• Problem to solve
Set down, please, exactly the lines below that run from the line with "Recreate this image" to the line with "import React from", both lines included.

*** Material

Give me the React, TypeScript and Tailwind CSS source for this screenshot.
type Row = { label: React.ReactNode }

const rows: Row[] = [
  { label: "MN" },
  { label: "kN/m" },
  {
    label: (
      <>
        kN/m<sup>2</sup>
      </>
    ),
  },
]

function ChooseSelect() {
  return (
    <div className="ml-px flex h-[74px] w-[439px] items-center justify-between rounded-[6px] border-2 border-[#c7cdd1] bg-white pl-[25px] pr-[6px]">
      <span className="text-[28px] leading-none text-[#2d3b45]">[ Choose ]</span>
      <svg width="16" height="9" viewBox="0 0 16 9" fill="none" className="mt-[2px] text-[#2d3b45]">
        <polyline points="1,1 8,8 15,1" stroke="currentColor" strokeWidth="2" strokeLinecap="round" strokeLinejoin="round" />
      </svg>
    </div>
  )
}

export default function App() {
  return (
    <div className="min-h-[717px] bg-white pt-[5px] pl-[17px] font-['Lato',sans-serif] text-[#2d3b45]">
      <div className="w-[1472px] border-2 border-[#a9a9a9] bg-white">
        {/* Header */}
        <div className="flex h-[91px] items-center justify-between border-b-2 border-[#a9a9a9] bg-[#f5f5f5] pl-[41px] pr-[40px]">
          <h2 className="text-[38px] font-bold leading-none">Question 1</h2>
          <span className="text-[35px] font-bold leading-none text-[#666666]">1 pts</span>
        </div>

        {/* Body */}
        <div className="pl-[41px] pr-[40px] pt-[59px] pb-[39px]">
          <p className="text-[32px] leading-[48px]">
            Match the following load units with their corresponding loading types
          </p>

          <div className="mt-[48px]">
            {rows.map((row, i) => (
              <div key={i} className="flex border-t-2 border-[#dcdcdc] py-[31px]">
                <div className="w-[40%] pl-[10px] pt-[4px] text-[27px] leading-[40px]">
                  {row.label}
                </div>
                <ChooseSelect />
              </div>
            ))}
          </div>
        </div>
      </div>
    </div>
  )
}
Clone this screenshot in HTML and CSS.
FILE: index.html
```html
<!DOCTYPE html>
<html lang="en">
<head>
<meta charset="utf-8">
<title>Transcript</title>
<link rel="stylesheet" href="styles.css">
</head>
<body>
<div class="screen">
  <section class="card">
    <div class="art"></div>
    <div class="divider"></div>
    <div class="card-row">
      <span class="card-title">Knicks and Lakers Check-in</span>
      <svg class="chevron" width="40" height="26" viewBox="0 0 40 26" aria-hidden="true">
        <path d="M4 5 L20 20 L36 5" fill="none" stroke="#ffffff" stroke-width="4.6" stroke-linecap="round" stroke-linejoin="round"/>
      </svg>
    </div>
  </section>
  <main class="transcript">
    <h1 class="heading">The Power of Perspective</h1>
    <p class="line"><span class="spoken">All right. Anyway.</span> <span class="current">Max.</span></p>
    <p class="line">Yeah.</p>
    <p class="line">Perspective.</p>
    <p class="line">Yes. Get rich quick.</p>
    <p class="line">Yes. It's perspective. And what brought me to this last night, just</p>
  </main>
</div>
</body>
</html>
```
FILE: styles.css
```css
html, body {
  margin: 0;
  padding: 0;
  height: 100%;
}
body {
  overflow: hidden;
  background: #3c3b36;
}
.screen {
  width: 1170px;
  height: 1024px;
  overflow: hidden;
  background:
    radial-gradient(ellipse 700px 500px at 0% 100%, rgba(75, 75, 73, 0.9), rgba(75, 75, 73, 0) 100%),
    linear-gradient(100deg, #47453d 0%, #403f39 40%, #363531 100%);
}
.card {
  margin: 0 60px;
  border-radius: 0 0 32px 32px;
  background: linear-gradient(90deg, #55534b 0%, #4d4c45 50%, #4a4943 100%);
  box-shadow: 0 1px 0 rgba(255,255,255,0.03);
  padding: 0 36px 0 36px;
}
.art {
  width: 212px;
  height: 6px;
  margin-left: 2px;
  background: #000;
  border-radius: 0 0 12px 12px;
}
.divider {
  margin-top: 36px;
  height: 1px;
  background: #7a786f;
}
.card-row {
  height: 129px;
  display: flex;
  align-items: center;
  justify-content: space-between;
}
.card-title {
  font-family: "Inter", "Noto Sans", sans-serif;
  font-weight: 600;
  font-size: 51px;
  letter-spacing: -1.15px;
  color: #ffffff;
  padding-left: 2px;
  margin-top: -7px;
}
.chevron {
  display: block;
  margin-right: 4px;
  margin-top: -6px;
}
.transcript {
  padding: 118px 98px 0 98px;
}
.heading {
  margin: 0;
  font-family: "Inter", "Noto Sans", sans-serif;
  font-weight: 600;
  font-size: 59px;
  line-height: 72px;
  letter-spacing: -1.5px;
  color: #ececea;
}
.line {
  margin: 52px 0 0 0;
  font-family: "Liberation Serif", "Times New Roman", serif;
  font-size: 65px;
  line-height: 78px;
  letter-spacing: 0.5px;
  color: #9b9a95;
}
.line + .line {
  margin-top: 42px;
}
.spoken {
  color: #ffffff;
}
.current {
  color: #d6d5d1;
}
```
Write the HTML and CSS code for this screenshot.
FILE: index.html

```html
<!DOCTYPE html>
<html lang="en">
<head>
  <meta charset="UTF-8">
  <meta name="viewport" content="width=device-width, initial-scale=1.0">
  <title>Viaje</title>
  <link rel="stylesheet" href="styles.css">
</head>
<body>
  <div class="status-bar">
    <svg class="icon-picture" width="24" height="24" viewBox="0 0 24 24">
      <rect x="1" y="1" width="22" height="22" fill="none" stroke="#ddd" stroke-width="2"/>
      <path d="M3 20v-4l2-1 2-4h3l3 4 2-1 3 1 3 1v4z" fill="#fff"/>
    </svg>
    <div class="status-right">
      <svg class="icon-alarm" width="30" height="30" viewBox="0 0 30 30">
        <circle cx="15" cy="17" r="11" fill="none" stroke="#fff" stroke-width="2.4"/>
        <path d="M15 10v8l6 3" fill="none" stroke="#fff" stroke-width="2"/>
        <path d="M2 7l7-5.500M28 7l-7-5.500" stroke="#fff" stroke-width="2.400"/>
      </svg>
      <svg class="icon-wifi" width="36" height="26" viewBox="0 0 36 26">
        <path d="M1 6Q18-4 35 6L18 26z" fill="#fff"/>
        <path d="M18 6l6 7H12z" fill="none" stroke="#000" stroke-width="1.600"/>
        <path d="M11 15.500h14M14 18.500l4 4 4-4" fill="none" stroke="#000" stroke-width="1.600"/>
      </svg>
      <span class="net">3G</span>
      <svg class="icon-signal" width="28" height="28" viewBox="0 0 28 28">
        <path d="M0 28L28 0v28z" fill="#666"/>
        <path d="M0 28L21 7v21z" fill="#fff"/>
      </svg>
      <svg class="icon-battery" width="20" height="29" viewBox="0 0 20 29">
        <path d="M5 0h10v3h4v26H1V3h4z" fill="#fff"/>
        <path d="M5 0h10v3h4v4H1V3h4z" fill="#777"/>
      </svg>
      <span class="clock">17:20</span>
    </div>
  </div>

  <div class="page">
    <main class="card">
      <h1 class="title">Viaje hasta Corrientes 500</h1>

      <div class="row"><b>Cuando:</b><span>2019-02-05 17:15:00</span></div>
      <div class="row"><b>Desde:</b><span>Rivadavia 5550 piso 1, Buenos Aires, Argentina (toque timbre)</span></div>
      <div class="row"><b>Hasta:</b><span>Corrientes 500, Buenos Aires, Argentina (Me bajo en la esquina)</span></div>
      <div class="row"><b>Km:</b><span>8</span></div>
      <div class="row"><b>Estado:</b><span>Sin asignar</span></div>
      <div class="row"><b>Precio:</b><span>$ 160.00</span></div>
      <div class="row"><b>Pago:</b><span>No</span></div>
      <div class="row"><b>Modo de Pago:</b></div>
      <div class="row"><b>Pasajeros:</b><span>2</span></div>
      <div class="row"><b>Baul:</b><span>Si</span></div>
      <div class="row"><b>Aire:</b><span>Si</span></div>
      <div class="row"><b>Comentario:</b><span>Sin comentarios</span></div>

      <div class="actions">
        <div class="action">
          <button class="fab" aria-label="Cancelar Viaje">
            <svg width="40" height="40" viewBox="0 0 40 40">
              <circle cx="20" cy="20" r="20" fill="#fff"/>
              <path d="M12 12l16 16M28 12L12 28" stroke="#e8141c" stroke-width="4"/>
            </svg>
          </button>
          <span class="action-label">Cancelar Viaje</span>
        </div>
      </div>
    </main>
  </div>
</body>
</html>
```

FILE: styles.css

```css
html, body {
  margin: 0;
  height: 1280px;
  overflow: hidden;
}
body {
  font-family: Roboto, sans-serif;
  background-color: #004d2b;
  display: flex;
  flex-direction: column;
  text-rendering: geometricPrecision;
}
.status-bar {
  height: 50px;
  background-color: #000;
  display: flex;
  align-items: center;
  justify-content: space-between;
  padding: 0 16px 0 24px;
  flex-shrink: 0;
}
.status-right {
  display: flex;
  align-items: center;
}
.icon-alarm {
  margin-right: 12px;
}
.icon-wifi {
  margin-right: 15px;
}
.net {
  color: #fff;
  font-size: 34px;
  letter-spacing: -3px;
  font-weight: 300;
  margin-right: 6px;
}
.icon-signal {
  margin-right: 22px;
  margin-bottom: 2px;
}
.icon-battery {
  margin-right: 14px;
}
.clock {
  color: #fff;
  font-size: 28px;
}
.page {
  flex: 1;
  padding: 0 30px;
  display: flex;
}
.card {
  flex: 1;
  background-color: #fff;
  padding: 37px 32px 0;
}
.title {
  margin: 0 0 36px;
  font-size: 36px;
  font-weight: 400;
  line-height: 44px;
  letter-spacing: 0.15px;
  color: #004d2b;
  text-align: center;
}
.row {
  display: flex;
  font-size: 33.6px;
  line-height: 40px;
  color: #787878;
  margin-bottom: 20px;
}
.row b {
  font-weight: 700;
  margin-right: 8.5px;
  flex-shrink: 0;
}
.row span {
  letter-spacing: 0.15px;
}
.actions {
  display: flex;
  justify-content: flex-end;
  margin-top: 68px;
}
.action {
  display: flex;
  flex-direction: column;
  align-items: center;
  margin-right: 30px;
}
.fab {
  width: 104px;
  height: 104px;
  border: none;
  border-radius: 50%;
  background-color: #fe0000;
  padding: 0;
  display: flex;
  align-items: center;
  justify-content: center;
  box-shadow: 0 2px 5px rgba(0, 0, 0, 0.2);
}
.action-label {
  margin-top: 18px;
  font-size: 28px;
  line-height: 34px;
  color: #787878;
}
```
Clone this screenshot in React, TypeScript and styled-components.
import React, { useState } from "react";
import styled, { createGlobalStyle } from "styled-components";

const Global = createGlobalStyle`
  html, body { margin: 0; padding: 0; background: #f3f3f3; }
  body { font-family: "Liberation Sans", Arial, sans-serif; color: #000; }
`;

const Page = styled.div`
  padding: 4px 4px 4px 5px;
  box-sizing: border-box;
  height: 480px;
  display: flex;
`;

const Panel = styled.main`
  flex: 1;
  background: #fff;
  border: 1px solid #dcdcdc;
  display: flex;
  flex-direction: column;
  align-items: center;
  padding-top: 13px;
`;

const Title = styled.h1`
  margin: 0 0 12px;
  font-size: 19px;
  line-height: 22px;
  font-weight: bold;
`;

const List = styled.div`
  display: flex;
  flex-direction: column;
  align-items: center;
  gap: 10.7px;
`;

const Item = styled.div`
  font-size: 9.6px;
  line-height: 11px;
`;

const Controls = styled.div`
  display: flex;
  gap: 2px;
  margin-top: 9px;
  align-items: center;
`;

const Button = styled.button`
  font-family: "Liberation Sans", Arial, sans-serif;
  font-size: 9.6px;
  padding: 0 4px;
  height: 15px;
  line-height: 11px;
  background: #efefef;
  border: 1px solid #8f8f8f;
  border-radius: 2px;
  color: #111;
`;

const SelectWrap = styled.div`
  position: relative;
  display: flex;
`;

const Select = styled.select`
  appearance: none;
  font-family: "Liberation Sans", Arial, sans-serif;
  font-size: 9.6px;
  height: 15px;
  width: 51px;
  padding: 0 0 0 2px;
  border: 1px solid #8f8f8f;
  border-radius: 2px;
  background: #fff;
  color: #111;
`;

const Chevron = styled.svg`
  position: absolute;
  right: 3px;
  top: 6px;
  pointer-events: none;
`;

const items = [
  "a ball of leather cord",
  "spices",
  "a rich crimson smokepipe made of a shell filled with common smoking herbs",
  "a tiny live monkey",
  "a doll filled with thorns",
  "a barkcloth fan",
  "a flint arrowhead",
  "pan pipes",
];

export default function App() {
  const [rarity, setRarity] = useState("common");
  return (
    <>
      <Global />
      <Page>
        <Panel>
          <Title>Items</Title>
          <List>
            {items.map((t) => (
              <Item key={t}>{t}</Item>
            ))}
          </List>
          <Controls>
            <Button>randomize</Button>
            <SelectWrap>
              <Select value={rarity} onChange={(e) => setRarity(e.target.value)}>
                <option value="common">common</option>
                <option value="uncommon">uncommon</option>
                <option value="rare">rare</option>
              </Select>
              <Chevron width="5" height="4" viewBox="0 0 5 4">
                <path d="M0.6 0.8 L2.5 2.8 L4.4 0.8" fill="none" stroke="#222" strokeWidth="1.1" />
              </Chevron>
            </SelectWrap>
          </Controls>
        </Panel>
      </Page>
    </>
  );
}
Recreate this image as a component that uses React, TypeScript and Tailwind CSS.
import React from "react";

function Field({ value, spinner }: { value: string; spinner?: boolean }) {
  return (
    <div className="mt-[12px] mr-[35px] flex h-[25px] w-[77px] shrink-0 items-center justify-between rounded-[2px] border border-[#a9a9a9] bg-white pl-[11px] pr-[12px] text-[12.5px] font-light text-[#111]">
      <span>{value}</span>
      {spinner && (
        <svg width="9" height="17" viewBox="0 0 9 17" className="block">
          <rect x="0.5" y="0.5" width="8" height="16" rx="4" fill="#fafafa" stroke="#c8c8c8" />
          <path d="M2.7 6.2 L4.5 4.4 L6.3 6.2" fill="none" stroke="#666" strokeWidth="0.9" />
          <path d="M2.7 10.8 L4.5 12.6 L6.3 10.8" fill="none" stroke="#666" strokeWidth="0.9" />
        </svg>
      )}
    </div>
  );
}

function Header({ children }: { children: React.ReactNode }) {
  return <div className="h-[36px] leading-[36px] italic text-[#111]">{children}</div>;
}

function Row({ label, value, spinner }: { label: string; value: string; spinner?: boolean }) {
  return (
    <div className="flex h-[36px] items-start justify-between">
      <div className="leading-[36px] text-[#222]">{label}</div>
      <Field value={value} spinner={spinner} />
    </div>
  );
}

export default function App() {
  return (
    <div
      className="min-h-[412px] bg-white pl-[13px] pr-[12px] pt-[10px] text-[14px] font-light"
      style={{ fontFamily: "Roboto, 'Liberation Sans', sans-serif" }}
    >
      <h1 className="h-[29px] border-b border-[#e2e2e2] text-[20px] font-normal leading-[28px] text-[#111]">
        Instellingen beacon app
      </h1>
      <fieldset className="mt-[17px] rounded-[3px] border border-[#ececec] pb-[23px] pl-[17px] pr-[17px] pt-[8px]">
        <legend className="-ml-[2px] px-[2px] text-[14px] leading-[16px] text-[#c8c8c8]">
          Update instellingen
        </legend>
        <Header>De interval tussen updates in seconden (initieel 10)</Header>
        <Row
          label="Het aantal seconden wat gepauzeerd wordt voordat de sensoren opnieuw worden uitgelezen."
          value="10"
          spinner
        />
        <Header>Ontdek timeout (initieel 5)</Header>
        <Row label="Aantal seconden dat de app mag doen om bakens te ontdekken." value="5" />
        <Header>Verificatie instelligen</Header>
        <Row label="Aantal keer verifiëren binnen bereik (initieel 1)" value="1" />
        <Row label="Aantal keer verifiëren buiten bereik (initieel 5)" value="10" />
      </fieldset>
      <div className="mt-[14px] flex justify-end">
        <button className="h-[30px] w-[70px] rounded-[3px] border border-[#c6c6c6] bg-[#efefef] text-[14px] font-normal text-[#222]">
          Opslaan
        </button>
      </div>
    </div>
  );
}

******

• Solution for this exercise
Recreate this image as a component that uses React, TypeScript and Tailwind CSS.
import React from "react";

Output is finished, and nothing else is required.